Saat saya melanjutkan perjalanan, Tuhan berbicara kepada saya, “Engkau sudah melanggar hukum.” Saya mengerti. “Tidak,” lanjutnya, “Engkau tidak mengerti. Engkau melanggar hukum.” Melanggar hukum buatan manusia adalah hal yang cukup serius, tetapi saya bersalah karena melanggar ritme abadi yang jauh lebih besar. Saya telah menyerah pada dosa terburu-buru.
Nikos Kazantzakis, dalam bukunya Zorba the Greek, menceritakan sebuah peristiwa perubahan hidup. “Saya ingat suatu pagi ketika saya menemukan kepompong di dalam kulit pohon, tepat ketika kupu-kupu sedang membuat lubang pada kantongnya dan bersiap-siap ingin keluar. Saya menunggu beberapa saat, tetapi kemunculannya terlalu lama dan saya pun menjadi tidak sabar menunggunya. Saya membungkuk di atasnya dan bernapas padanya untuk menghangatkannya. Saya menghangatkannya secepat yang saya bisa, dan keajaiban mulai terjadi di depan mata saya, lebih cepat daripada hidup. Bungkusnya terbuka. Kupu-kupu itu mulai merangkak keluar perlahan, dan saya tidak akan pernah melupakan kengerian saya ketika saya melihat bagaimana sayapnya terlipat ke belakang dan kusut sebelum waktunya. Ia berjuang mati-matian dan beberapa detik kemudian mati di telapak tangan saya.
“Tubuh kecil itu, saya yakin, adalah beban terbesar yang saya rasakan di dalam hati nurani saya. Karena saya menyadari saat ini bahwa adalah dosa ketika melanggar hukum alam yang agung. Kita sebaiknya tidak terburu-buru. Kita tidak boleh menjadi tidak sabar. Tetapi kita harus dengan percaya diri mematuhi ritme abadi. Seandainya saja kupu-kupu kecil itu selalu bisa terbang di depan mata saya untuk menyadarkan jalan yang sebenarnya.
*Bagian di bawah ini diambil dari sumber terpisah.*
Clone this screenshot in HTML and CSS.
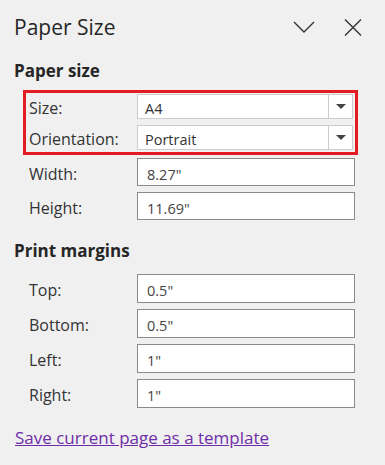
FILE: index.html
```html
<!DOCTYPE html>
<html lang="en">
<head>
  <meta charset="UTF-8">
  <meta name="viewport" content="width=device-width, initial-scale=1.0">
  <title>Paper Size</title>
  <link rel="stylesheet" href="styles.css">
</head>
<body>
  <div class="pane">
    <div class="pane-header">
      <h1 class="pane-title">Paper Size</h1>
      <div class="pane-actions">
        <button class="icon-button" title="Task pane options">
          <svg width="22" height="12" viewBox="0 0 22 12"><path d="M1 1 L11 11 L21 1" fill="none" stroke="#333" stroke-width="1.4"/></svg>
        </button>
        <button class="icon-button" title="Close">
          <svg width="18" height="17" viewBox="0 0 18 17"><path d="M1 0.5 L17 16.5 M17 0.5 L1 16.5" fill="none" stroke="#333" stroke-width="1.4"/></svg>
        </button>
      </div>
    </div>

    <h2 class="group-title">Paper size</h2>
    <div class="fields highlighted">
      <label class="field-label">Size:</label>
      <div class="dropdown">
        <span class="dropdown-value">A4</span>
        <span class="dropdown-arrow"></span>
      </div>
      <label class="field-label">Orientation:</label>
      <div class="dropdown">
        <span class="dropdown-value">Portrait</span>
        <span class="dropdown-arrow"></span>
      </div>
    </div>
    <div class="fields sizes">
      <label class="field-label">Width:</label>
      <input class="text-field" type="text" value='8.27"'>
      <label class="field-label">Height:</label>
      <input class="text-field" type="text" value='11.69"'>
    </div>

    <h2 class="group-title margins-title">Print margins</h2>
    <div class="fields margins">
      <label class="field-label">Top:</label>
      <input class="text-field" type="text" value='0.5"'>
      <label class="field-label">Bottom:</label>
      <input class="text-field" type="text" value='0.5"'>
      <label class="field-label">Left:</label>
      <input class="text-field" type="text" value='1"'>
      <label class="field-label">Right:</label>
      <input class="text-field" type="text" value='1"'>
    </div>

    <a class="template-link" href="#">Save current page as a template</a>
  </div>
</body>
</html>
```

FILE: styles.css
```css
body {
  margin: 0;
  background-color: #f0f0f0;
  font-family: 'Open Sans', 'Noto Sans', sans-serif;
  color: #333;
}

.pane {
  padding: 13px 0 0 14px;
}

.pane-header {
  display: flex;
  align-items: center;
  justify-content: space-between;
  height: 28px;
}

.pane-title {
  margin: 0;
  font-size: 21px;
  line-height: 28px;
  font-weight: normal;
  color: #262626;
}

.pane-actions {
  display: flex;
  align-items: center;
  gap: 29px;
  margin-right: 23px;
}

.icon-button {
  background: none;
  border: none;
  padding: 0;
  display: flex;
  cursor: pointer;
}

.group-title {
  margin: 19px 0 0;
  font-size: 17px;
  line-height: 22px;
  font-weight: bold;
  color: #262626;
}

.fields {
  display: grid;
  grid-template-columns: 108px 218px;
  grid-auto-rows: 28px;
  row-gap: 6px;
  align-items: center;
  margin-left: 15px;
}

.field-label {
  font-size: 16px;
  padding-top: 3px;
}

.highlighted {
  grid-template-columns: 108px 216px;
  grid-auto-rows: 25px;
  margin: 8px 0 0 9px;
  padding: 1px 1px 2px 3px;
  border: 3px solid #e31b23;
  width: 325px;
}

.sizes {
  margin-top: 3px;
}

.margins-title {
  margin-top: 20px;
}

.margins {
  grid-auto-rows: 29px;
  margin-top: 12px;
}

.dropdown {
  display: flex;
  height: 25px;
  box-sizing: border-box;
  background-color: #fff;
  border: 1px solid #cdcdcd;
}

.dropdown-value {
  flex: 1;
  font-size: 14.5px;
  line-height: 24px;
  padding: 2px 0 0 7px;
  color: #333;
}

.dropdown-arrow {
  width: 23px;
  border-left: 1px solid #cdcdcd;
  display: flex;
  align-items: center;
  justify-content: center;
}

.dropdown-arrow::after {
  content: '';
  border-left: 5px solid transparent;
  border-right: 5px solid transparent;
  border-top: 5px solid #444;
}

.text-field {
  height: 100%;
  width: 100%;
  box-sizing: border-box;
  margin: 0;
  padding: 4px 9px 0;
  border: 1px solid #8a8a8a;
  background-color: #fff;
  font-family: 'Open Sans', 'Noto Sans', sans-serif;
  font-size: 14.5px;
  color: #444;
  outline: none;
}

.template-link {
  display: inline-block;
  margin-top: 19px;
  margin-left: 1px;
  font-size: 17px;
  line-height: 22px;
  color: #6f2da8;
  text-decoration: underline;
}
```
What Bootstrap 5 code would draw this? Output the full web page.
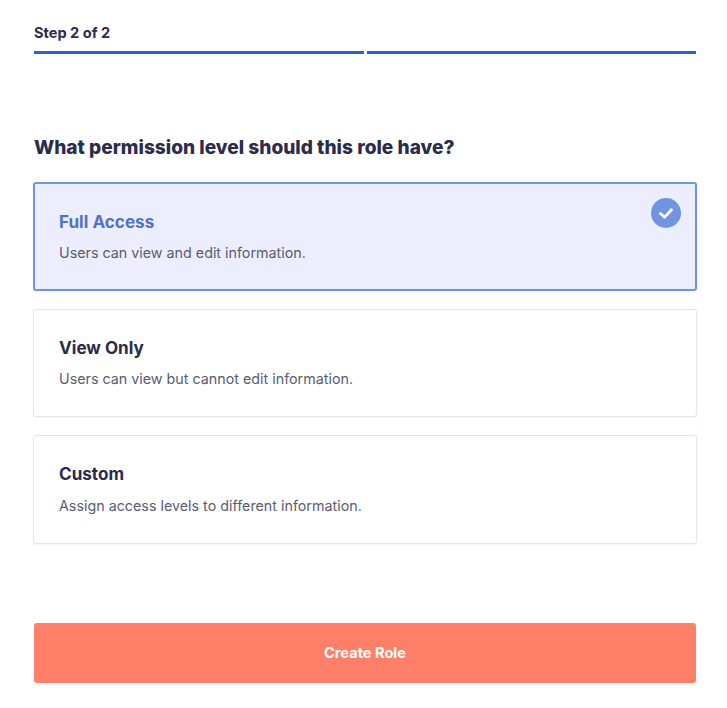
<!DOCTYPE html>
<html lang="en">
<head>
<meta charset="utf-8">
<title>Create Role</title>
<link href="https://cdn.jsdelivr.net/npm/bootstrap@5.3.0/dist/css/bootstrap.min.css" rel="stylesheet">
<style>
html,body{background:#fff;height:708px;overflow:hidden}
body{font-family:Inter,"Liberation Sans",sans-serif;color:#2a2c4a}
.page-wrap{padding:24px 31px 0 34px}
.step-label{font-size:14.6px;font-weight:700;line-height:18px;color:#2a2c4a;margin-bottom:9px}
.seg{height:3px;background:#2a62d6;flex:1 1 0}
.seg-gap{gap:3px}
.role-q{font-size:19.1px;font-weight:800;line-height:26px;margin:79.5px 0 22.5px;color:#2a2c4a}
.opt{height:108.5px;border:1px solid #dfe6f0;border-radius:3px;background:#fff;padding:27.4px 25px 0;margin:0 -1px 18px -1px;position:relative;box-shadow:0 1px 2px rgba(40,60,100,.06)}
.opt-on{background:#eceefd;border:2px solid #7094e2;padding:27px 24px 0}
.opt-title{font-size:17.1px;font-weight:700;line-height:22px;margin-bottom:10.2px;color:#2a2c4a}
.opt-on .opt-title{color:#5373c3}
.opt-desc{font-family:Inter,sans-serif;font-size:14.3px;line-height:20px;color:#5a5c70}
.tick{position:absolute;top:14px;right:14px;width:30px;height:30px;border-radius:50%;background:#7094e2}
.go{display:block;width:100%;height:60px;margin-top:79px;padding-top:8px;padding-bottom:6px;border:0;border-radius:3px;background:#ff7f69;color:#fff;font-size:14.6px;font-weight:700}
</style>
</head>
<body>
<div class="page-wrap">
  <div class="step-label">Step 2 of 2</div>
  <div class="d-flex seg-gap"><div class="seg"></div><div class="seg"></div></div>
  <h1 class="role-q">What permission level should this role have?</h1>
  <div class="opt opt-on">
    <div class="opt-title">Full Access</div>
    <div class="opt-desc">Users can view and edit information.</div>
    <svg class="tick" viewBox="0 0 30 30" aria-hidden="true"><path d="M9.5 15.5l4 3.8 7-7.6" fill="none" stroke="#fff" stroke-width="2.8" stroke-linecap="round" stroke-linejoin="round"/></svg>
  </div>
  <div class="opt">
    <div class="opt-title">View Only</div>
    <div class="opt-desc">Users can view but cannot edit information.</div>
  </div>
  <div class="opt">
    <div class="opt-title">Custom</div>
    <div class="opt-desc">Assign access levels to different information.</div>
  </div>
  <button class="go btn" type="button">Create Role</button>
</div>
<script src="https://cdn.jsdelivr.net/npm/bootstrap@5.3.0/dist/js/bootstrap.bundle.min.js"></script>
</body>
</html>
Waktu adalah misteri suci. Tidak peduli jam apa yang kita gunakan, Greenwich, Daylight Savings, Standard, Mountain, atau Pacific. Kita sepertinya
tidak pernah merasa cukup waktu.
Bagaimana caranya agar kita terhindar dari dosa terburu-buru? Dengan berserah diri sepenuhnya kepada-Nya, melepaskan tenggang waktu yang kita tentukan sendiri, dan hidup dalam ritme “Berserah kepada Yesus, segenap badan dan hati,” tanpa merasa bersalah, tanpa alasan, tanpa penyesalan, hidup dalam ketaatan saat demi saat berdasarkan waktu-Nya.